September 6, 2016 6:48 pm

Pozole Rojo17 September is a time for celebrating in Mexico due to the fact that it’s Mexican Independence Day. It’s a common misconception in the U.S. that Cinco de Mayo, May 5, is Mexican Independence Day, but September 16 is the real date of the Mexican independence, which provides at least one more opportunity each year to celebrate Mexico. And a celebration is what we’re planning with a traditional Mexican Pozole feast or more specifically Pozole de Puerco Rojo or Red Pork Pozole. Are you familiar with Pozole? If you’re not you need to be… and soon! Pozole (which translates to hominy) has many variations. All variations include a base of cooked hominy in broth. The three main types of pozole are blanco/white, verde/green and rojo/red. White Pozole is the preparation without any additional green or red sauce. Green Pozole adds a rich sauce based on green ingredients, possibly including tomatillos, cilantro, jalapeños or serranos. Red Pozole is made without the green sauce, instead adding a red sauce made from one or more dried chiles, such as guajillo, ancho, morita or chipotle. This is my version and it’s a party of flavors and textures for your senses. I could swim in the stuff not to mention eat it everyday if I didn’t suffer from such a bad case of FADD (food attention deficit disorder). This soup/stew is crazy easy to make with pretty basic ingredients but the end result is nothing less than PHENOMENAL!  In addition, this is the perfect meal for entertaining or feeding a large group. It can be made ahead of time and just heated up when it’s time to serve. It`s actually better this way as the flavors get some more time to mix and meld. ENJOY! Here’s what you’ll need for your Pozole de Puerco Rojo/ Red Pork Pozole: Serves 6-8 For the Soup

  • Pork Shank- 2-3 lbs cut across the bone
  • Hominy- 2 25oz cans drained & rinsed
  • Garlic- 6-8 cloves peeled
  • White Onion- 1 roughly chopped
  • Bay Leaves- 4
  • Water- 3 Quarts
  • Salt to taste
  • For the Red Chile Sauce
  • Dried Guajillo Peppers- 4 seeds removed
  • Dried Ancho Peppers- 4 seeds removed
  • Dried Chipotle Peppers- 2 seeds removed
  • Dried Morita Peppers- 4 seeds removed
  • Garlic- 6 cloves peeled White
  • Onion- 1 chopped
  • Dried Oregano (preferably Mexican)- 1 teaspoon
  • Canola or Vegetable Oil- 1-2 Tablespoons
To Garnish
  • Lettuce or Cabbage- 1 1/2 cups thinly sliced or chopped
  • White Onion- 1 cup diced
  • Radishes- 1/2 cup thinly sliced
  • Limes- quartered
  • Avocado- 2 diced
  • Dried Oregano
  • Ground Chile Piquín or other ground hot chili
  • Tostadas
  1. In a large stock pot add the pork, a chopped onion, the garlic, bay leaves & water. Bring to a simmer, cover & cook for about 2 hours until the pork is super tender.

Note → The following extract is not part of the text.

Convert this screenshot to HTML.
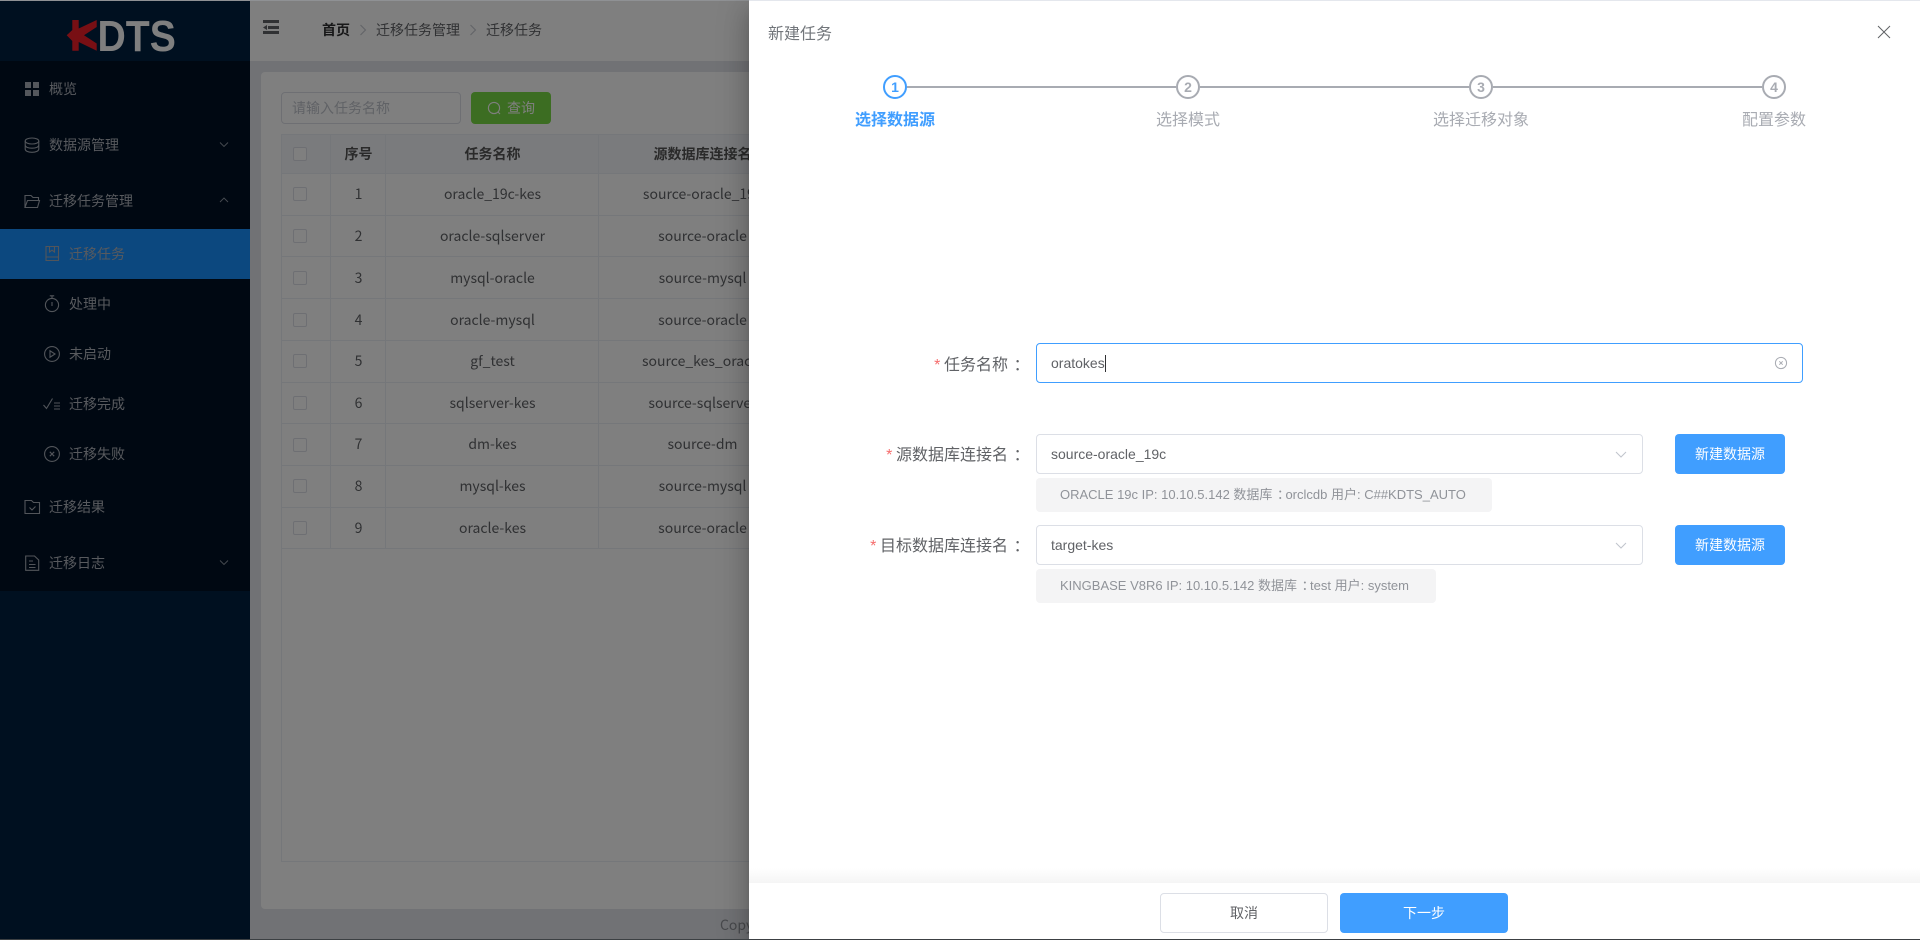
<!DOCTYPE html>
<html lang="zh-CN">
<head>
<meta charset="utf-8">
<title>KDTS</title>
<style>
html,body{margin:0;padding:0;width:1920px;height:940px;overflow:hidden;background:#fff}
body{font-family:"Liberation Sans","Noto Sans CJK SC",sans-serif;font-size:14px;color:#606266;position:relative}
.a{position:absolute;white-space:nowrap}
svg{position:absolute;overflow:visible}
#sb{left:0;top:0;width:250px;height:940px;background:#002040}
#logo{left:0;top:0;width:250px;height:61px;background:#002040}
#menu{left:0;top:61px;width:250px;height:530px;background:#001125}
#act{left:0;top:229px;width:250px;height:50px;background:#1890ff}
.m{left:49px;height:20px;line-height:20px;color:#b0b4bc;font-family:"Noto Sans CJK SC",sans-serif}
.s{left:69px}
.i{fill:none;stroke:#a4aab4;stroke-width:1.1}
#hdr{left:250px;top:0;width:1670px;height:61px;background:#fff}
#mainbg{left:250px;top:61px;width:1670px;height:879px;background:#e2e5ea}
#card{left:261px;top:72px;width:1640px;height:837px;background:#fff;border-radius:4px}
.bc{top:20px;height:20px;line-height:20px;font-family:"Noto Sans CJK SC",sans-serif;color:#606266}
#tbl{left:281px;top:134px;width:1620px;height:728px;border:1px solid #ebeef5;box-sizing:border-box}
#th{left:281px;top:134px;width:1620px;height:40px;background:#f5f7fa}
.hl{left:281px;width:1620px;height:1px;background:#ebeef5}
.vl{top:134px;width:1px;height:414px;background:#ebeef5}
.cb{left:293px;width:14px;height:14px;box-sizing:border-box;border:1px solid #dcdfe6;border-radius:2px;background:#fff}
.th{top:144px;height:20px;line-height:20px;text-align:center;font-weight:700;color:#555;font-family:"Noto Sans CJK SC",sans-serif}
.td{height:20px;line-height:20px;text-align:center;color:#606266;font-family:"Noto Sans CJK SC",sans-serif}
.n{left:331px;width:55px}
.t{left:386px;width:213px}
.c{left:599px;width:207px}
#ov{left:0;top:0;width:1920px;height:940px;background:rgba(0,0,0,.5)}
#dr{left:749px;top:0;width:1171px;height:940px;background:#fff;box-shadow:0 8px 10px -5px rgba(0,0,0,.2),0 16px 24px 2px rgba(0,0,0,.14),0 6px 30px 5px rgba(0,0,0,.12)}
.ln{top:86px;height:2px;background:#a8abb2}
.ci{top:75px;width:24px;height:24px;box-sizing:border-box;border:2px solid #a8abb2;border-radius:50%;background:#fff;color:#a8abb2;font-weight:700;font-size:14px;line-height:20px;text-align:center}
.lb{top:107px;height:22px;line-height:22px;font-size:16px;color:#a8abb2;text-align:center;width:160px;font-family:"Noto Sans CJK SC",sans-serif}
.lab{height:24px;line-height:24px;font-size:16px;color:#606266;text-align:right;right:896px;font-family:"Noto Sans CJK SC",sans-serif}
.lab b{color:#f56c6c;font-weight:400;font-family:"Liberation Sans",sans-serif}
.tc{position:relative;left:.35em}
.box{left:1036px;height:40px;box-sizing:border-box;border:1px solid #dcdfe6;border-radius:4px;background:#fff}
.val{left:1051px;height:20px;line-height:20px;color:#606266}
.hint{left:1036px;height:34px;background:#f4f4f5;border-radius:4px}
.ht{left:1060px;height:20px;line-height:20px;font-size:13px;color:#909399;font-family:"Liberation Sans","Noto Sans CJK SC",sans-serif}
.btn{height:40px;line-height:40px;text-align:center;border-radius:4px;background:#409eff;color:#fff;font-family:"Noto Sans CJK SC",sans-serif}
</style>
</head>
<body>

<div class="a" id="sb"></div>
<div class="a" id="logo"></div>
<div class="a" id="menu"></div>
<div class="a" id="act"></div>

<svg style="left:0;top:0" width="250" height="61">
  <path fill="#f01e28" d="M72.3 20H78.7V28.5L96.7 20V27L84 35.3L96.7 43.5V50.7L78.7 42V50.7H72.3V41L66.7 35.3L72.3 30Z"/>
  <text x="0" y="0" transform="translate(97.5 51) scale(.89 1)" font-family="Liberation Sans" font-weight="700" font-size="44" fill="#fff">DTS</text>
</svg>

<!-- sidebar icons -->
<svg style="left:0;top:0" width="250" height="600">
  <g fill="#a8aeb8"><rect x="25" y="82" width="6" height="6"/><rect x="33" y="82" width="6" height="6"/><rect x="25" y="90" width="6" height="6"/><rect x="33" y="90" width="6" height="6"/></g>
  <g class="i">
    <ellipse cx="32" cy="141" rx="6.8" ry="3"/>
    <path d="M25.2 141V149C25.2 151 28 152.3 32 152.3S38.8 151 38.8 149V141M25.2 145C25.2 147 28 148.2 32 148.2S38.8 147 38.8 145"/>
    <path d="M25 207.5V195.5H31L33 197.5H38.5V200.5M25 207.5H37.5L39.5 200.5H27.5L25 207.5Z"/>
    <path d="M46 246.5H58.5V260.5H46ZM46 257H58.5M49.5 246.5V252L52 250.2L54.5 252V246.5"/>
    <circle cx="52" cy="305" r="6.6"/><path d="M52 298.4V296M49.8 295.8H54.2M52 302V306"/>
    <circle cx="52" cy="354" r="7.4"/><path d="M50 350.8V357.2L55 354Z"/>
    <path d="M43.5 405L46.5 408.5L52.5 398.5M54 403H60M54 406H60M54 409H60"/>
    <circle cx="52" cy="454" r="7.4"/><path d="M49.8 451.8L54.2 456.2M54.2 451.8L49.8 456.2"/>
    <path d="M25 513.5V500.5H31.5L33.5 502.5H39.5V513.5ZM29.5 507.5L32 510L35.5 506.5"/>
    <path d="M25.7 556H34.5L38.7 560V570.3H25.7ZM29 561H33M29 564.5H35.5M29 567.5H35.5"/>
    <path d="M220 142.5L224 146.5L228 142.5M220 202L224 198L228 202M220 560.5L224 564.5L228 560.5" stroke="#8f96a2" stroke-width=".9"/>
  </g>
</svg>

<div class="a m" style="top:79px">概览</div>
<div class="a m" style="top:135px">数据源管理</div>
<div class="a m" style="top:191px">迁移任务管理</div>
<div class="a m s" style="top:244px">迁移任务</div>
<div class="a m s" style="top:294px">处理中</div>
<div class="a m s" style="top:344px">未启动</div>
<div class="a m s" style="top:394px">迁移完成</div>
<div class="a m s" style="top:444px">迁移失败</div>
<div class="a m" style="top:497px">迁移结果</div>
<div class="a m" style="top:553px">迁移日志</div>

<!-- header -->
<div class="a" id="hdr"></div>
<svg style="left:0;top:0" width="300" height="61">
  <g fill="#606266"><rect x="263" y="20" width="16" height="3"/><rect x="268" y="26" width="11" height="3"/><path d="M263 27.5L267 25V30Z"/><rect x="263" y="31" width="16" height="3"/></g>
</svg>
<div class="a bc" style="left:322px;font-weight:700;color:#303133">首页</div>
<svg style="left:0;top:0" width="560" height="61"><path d="M360.5 25L365.5 30L360.5 35M470.5 25L475.5 30L470.5 35" fill="none" stroke="#c0c4cc" stroke-width="1"/></svg>
<div class="a bc" style="left:376px">迁移任务管理</div>
<div class="a bc" style="left:486px">迁移任务</div>

<!-- main -->
<div class="a" id="mainbg"></div>
<div class="a" id="card"></div>
<div class="a" style="left:281px;top:92px;width:180px;height:32px;box-sizing:border-box;border:1px solid #dcdfe6;border-radius:4px;background:#fff"></div>
<div class="a" style="left:292px;top:98px;height:20px;line-height:20px;color:#c0c4cc;font-family:'Noto Sans CJK SC',sans-serif">请输入任务名称</div>
<div class="a" style="left:471px;top:92px;width:80px;height:32px;border-radius:4px;background:#78da44"></div>
<svg style="left:0;top:0" width="560" height="130"><circle cx="494" cy="108" r="5.6" fill="none" stroke="#fff" stroke-width="1.1"/><path d="M498 112L500 114" stroke="#fff" stroke-width="1.1"/></svg>
<div class="a" style="left:507px;top:98px;height:20px;line-height:20px;color:#fff;font-family:'Noto Sans CJK SC',sans-serif">查询</div>

<div class="a" id="th"></div>
<div class="a" id="tbl"></div>
<div class="a hl" style="top:173px"></div>
<div class="a hl" style="top:215px"></div>
<div class="a hl" style="top:256px"></div>
<div class="a hl" style="top:298px"></div>
<div class="a hl" style="top:340px"></div>
<div class="a hl" style="top:382px"></div>
<div class="a hl" style="top:423px"></div>
<div class="a hl" style="top:465px"></div>
<div class="a hl" style="top:507px"></div>
<div class="a hl" style="top:548px"></div>
<div class="a vl" style="left:330px"></div>
<div class="a vl" style="left:385px"></div>
<div class="a vl" style="left:598px"></div>

<div class="a cb" style="top:147px"></div>
<div class="a th n">序号</div>
<div class="a th t">任务名称</div>
<div class="a th c">源数据库连接名</div>

<div class="a cb" style="top:187px"></div><div class="a td n" style="top:184px">1</div><div class="a td t" style="top:184px">oracle_19c-kes</div><div class="a td c" style="top:184px">source-oracle_19c</div>
<div class="a cb" style="top:229px"></div><div class="a td n" style="top:226px">2</div><div class="a td t" style="top:226px">oracle-sqlserver</div><div class="a td c" style="top:226px">source-oracle</div>
<div class="a cb" style="top:271px"></div><div class="a td n" style="top:268px">3</div><div class="a td t" style="top:268px">mysql-oracle</div><div class="a td c" style="top:268px">source-mysql</div>
<div class="a cb" style="top:313px"></div><div class="a td n" style="top:310px">4</div><div class="a td t" style="top:310px">oracle-mysql</div><div class="a td c" style="top:310px">source-oracle</div>
<div class="a cb" style="top:354px"></div><div class="a td n" style="top:351px">5</div><div class="a td t" style="top:351px">gf_test</div><div class="a td c" style="top:351px">source_kes_oracle</div>
<div class="a cb" style="top:396px"></div><div class="a td n" style="top:393px">6</div><div class="a td t" style="top:393px">sqlserver-kes</div><div class="a td c" style="top:393px">source-sqlserver</div>
<div class="a cb" style="top:438px"></div><div class="a td n" style="top:434px">7</div><div class="a td t" style="top:434px">dm-kes</div><div class="a td c" style="top:434px">source-dm</div>
<div class="a cb" style="top:479px"></div><div class="a td n" style="top:476px">8</div><div class="a td t" style="top:476px">mysql-kes</div><div class="a td c" style="top:476px">source-mysql</div>
<div class="a cb" style="top:521px"></div><div class="a td n" style="top:518px">9</div><div class="a td t" style="top:518px">oracle-kes</div><div class="a td c" style="top:518px">source-oracle</div>

<div class="a" style="left:720px;top:915px;height:20px;line-height:20px;color:#909399;font-family:'Noto Sans CJK SC',sans-serif">Copyright</div>

<div class="a" id="ov"></div>
<div class="a" style="left:0;top:0;width:749px;height:1px;background:#8f9194"></div>

<!-- drawer -->
<div class="a" id="dr"></div>
<div class="a" style="left:749px;top:0;width:1171px;height:1px;background:#e4e7ed"></div>
<div class="a" style="left:768px;top:21px;height:22px;line-height:22px;font-size:16px;color:#72767b;font-family:'Noto Sans CJK SC',sans-serif">新建任务</div>
<svg style="left:0;top:0" width="1920" height="60"><path d="M1878 26L1890 38M1890 26L1878 38" stroke="#606266" stroke-width="1" fill="none"/></svg>

<div class="a ln" style="left:907px;width:269px"></div>
<div class="a ln" style="left:1200px;width:269px"></div>
<div class="a ln" style="left:1493px;width:269px"></div>
<div class="a ci" style="left:883px;border-color:#409eff;color:#409eff">1</div>
<div class="a ci" style="left:1176px">2</div>
<div class="a ci" style="left:1469px">3</div>
<div class="a ci" style="left:1762px">4</div>
<div class="a lb" style="left:815px;color:#409eff;font-weight:700">选择数据源</div>
<div class="a lb" style="left:1108px">选择模式</div>
<div class="a lb" style="left:1401px">选择迁移对象</div>
<div class="a lb" style="left:1694px">配置参数</div>

<div class="a lab" style="top:351px"><b>*</b> 任务名称<span class="tc">：</span></div>
<div class="a" style="left:1036px;top:343px;width:767px;height:40px;box-sizing:border-box;border:1px solid #409eff;border-radius:4px;background:#fff"></div>
<div class="a val" style="top:353px">oratokes</div>
<div class="a" style="left:1105px;top:355px;width:1px;height:17px;background:#303133"></div>
<svg style="left:0;top:0" width="1920" height="400"><circle cx="1781" cy="363" r="5.6" fill="none" stroke="#a8abb2" stroke-width="1"/><path d="M1779.3 361.3L1782.7 364.7M1782.7 361.3L1779.3 364.7" stroke="#a8abb2" stroke-width="1"/></svg>

<div class="a lab" style="top:441px"><b>*</b> 源数据库连接名<span class="tc">：</span></div>
<div class="a box" style="top:434px;width:607px"></div>
<div class="a val" style="top:444px">source-oracle_19c</div>
<div class="a hint" style="top:478px;width:456px"></div>
<div class="a ht" style="top:485px">ORACLE 19c IP: 10.10.5.142 数据库<span class="tc">：</span>orclcdb 用户: C##KDTS_AUTO</div>
<div class="a btn" style="left:1675px;top:434px;width:110px">新建数据源</div>

<div class="a lab" style="top:532px"><b>*</b> 目标数据库连接名<span class="tc">：</span></div>
<div class="a box" style="top:525px;width:607px"></div>
<div class="a val" style="top:535px">target-kes</div>
<div class="a hint" style="top:569px;width:400px"></div>
<div class="a ht" style="top:576px">KINGBASE V8R6 IP: 10.10.5.142 数据库<span class="tc">：</span>test 用户: system</div>
<div class="a btn" style="left:1675px;top:525px;width:110px">新建数据源</div>

<svg style="left:0;top:0" width="1920" height="600"><path d="M1616 452L1621 457L1626 452M1616 543L1621 548L1626 543" fill="none" stroke="#c0c4cc" stroke-width="1"/></svg>

<div class="a" style="left:749px;top:868px;width:1171px;height:15px;background:linear-gradient(rgba(245,245,245,0),#f5f5f5)"></div>
<div class="a" style="left:1160px;top:893px;width:168px;height:40px;box-sizing:border-box;border:1px solid #dcdfe6;border-radius:4px;background:#fff;text-align:center;line-height:38px;color:#606266;font-family:'Noto Sans CJK SC',sans-serif">取消</div>
<div class="a btn" style="left:1340px;top:893px;width:168px">下一步</div>

<div class="a" style="left:0;top:939px;width:1920px;height:1px;background:#3c4043"></div>
</body>
</html>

  2. Remove the meat & discard the bones & any excess sinewy fat. Chop or shred the pork.
  3. Drain the hominy & rinse well.
  4. Add the meat & hominy back to the broth & return to a simmer.
  5. While the pork is getting all nice & tender make the red chile sauce. Seed the dried peppers & remove the stems. I’m using guajillo, ancho, morita & chipotle peppers but mix & match or use what you like or have.
  6. Add enough hot water to cover the peppers & let sit about 20 minutes or until soft.
  7. To the jar of a blender cup add the chile’s with the reserved soaking water, 1 chopped onion, the garlic cloves, oregano & a pinch of salt. Give it a spin until the mixture is fairly smooth.
  8. Heat a skillet with 1-2 tablespoons of canola or vegetable oil over medium heat. Add in the red chile sauce, stir & bring it to a simmer. Reduce heat to low & cook about 20 minutes stirring occasionally.
  9. Add the chile sauce to your pozole pouring it through a fine mesh strainer. Use the back of a spoon to help push the sauce through. Discard the left over solids.
  10. Give your Pozole de Puerco Rojo/ Red Pork Pozole a stir, taste & adjust the seasoning as needed.
  11. Set out bowls & let your family & friends garnish to their hearts content.